### EXERCISE BRIEF
Select each line where the word "this" appears.

### SUPPLIED INFORMATION
--*--

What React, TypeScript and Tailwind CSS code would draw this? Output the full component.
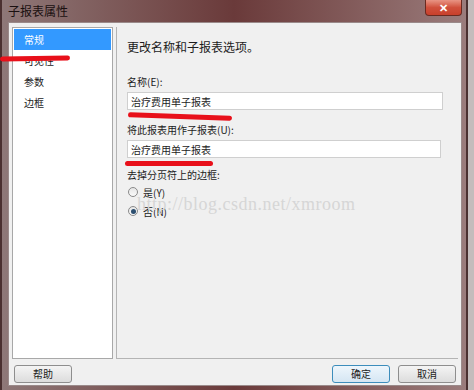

--*--

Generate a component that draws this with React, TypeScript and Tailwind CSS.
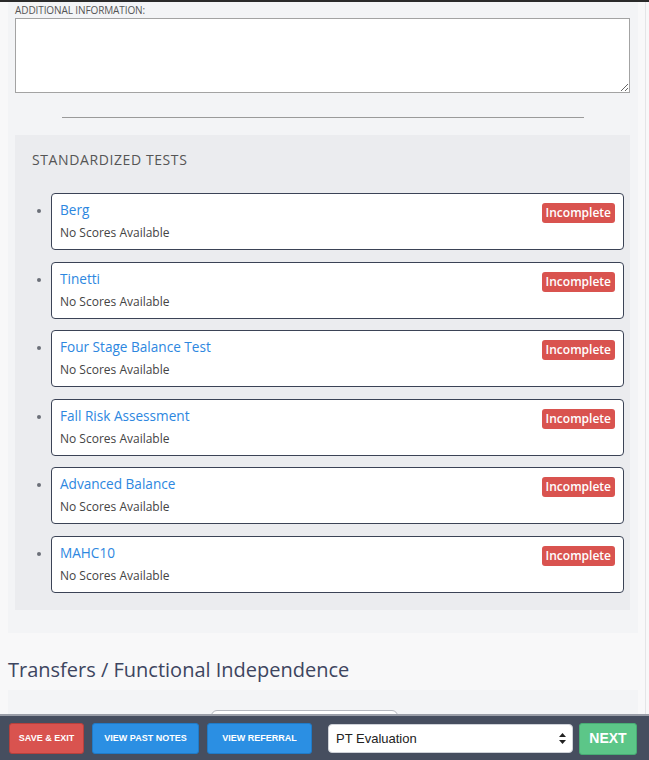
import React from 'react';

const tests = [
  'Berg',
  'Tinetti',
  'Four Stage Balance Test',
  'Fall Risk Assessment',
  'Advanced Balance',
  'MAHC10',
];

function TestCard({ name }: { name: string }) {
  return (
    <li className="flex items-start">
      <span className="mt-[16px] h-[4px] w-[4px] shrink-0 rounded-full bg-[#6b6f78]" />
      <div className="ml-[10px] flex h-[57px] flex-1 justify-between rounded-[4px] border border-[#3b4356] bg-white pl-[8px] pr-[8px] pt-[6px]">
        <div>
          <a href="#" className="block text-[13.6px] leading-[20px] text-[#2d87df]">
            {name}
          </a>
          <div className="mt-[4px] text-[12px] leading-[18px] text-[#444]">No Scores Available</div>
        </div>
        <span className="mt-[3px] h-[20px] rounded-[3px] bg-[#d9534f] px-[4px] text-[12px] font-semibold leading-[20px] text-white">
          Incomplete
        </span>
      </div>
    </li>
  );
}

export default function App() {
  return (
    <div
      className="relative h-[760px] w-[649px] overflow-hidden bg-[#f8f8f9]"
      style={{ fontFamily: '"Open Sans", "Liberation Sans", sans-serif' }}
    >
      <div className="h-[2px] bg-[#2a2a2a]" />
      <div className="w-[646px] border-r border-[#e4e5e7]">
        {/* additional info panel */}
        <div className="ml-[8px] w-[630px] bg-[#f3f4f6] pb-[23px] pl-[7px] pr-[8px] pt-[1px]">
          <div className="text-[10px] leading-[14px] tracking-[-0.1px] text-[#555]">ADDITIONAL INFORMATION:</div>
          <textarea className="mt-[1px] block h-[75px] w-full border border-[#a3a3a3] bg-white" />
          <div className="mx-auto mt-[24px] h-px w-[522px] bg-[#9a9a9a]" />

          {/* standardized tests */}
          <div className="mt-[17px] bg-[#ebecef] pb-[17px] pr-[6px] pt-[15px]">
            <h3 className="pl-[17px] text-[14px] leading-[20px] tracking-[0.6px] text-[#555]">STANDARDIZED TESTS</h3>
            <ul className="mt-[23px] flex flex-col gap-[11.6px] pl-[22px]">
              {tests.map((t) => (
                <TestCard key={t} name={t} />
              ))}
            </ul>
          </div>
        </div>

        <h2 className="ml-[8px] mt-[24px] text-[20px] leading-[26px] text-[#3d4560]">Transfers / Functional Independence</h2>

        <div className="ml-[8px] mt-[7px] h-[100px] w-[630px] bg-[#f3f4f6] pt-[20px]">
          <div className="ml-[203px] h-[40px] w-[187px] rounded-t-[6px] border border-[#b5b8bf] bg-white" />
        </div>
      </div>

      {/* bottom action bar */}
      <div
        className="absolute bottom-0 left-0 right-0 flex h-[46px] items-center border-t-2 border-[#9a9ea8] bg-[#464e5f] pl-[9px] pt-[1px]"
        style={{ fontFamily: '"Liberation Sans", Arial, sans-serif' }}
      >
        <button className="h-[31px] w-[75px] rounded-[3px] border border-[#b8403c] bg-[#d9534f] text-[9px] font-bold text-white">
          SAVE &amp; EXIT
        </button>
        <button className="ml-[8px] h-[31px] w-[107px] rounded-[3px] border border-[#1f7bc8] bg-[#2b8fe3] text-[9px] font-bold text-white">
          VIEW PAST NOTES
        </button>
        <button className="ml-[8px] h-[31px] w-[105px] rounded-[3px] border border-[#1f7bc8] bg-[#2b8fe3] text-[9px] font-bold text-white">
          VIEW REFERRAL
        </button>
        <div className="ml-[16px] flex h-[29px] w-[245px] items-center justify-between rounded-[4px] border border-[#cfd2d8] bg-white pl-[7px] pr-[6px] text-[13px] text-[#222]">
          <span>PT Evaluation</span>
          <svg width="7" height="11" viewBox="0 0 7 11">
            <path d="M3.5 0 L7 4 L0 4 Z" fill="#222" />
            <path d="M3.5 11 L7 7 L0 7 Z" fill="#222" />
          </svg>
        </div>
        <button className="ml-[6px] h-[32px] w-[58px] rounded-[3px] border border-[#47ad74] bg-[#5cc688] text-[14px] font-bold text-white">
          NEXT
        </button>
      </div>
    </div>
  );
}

--*--

### RIGHT ANSWER
What React, TypeScript and Tailwind CSS code would draw this? Output the full component.
Generate a component that draws this with React, TypeScript and Tailwind CSS.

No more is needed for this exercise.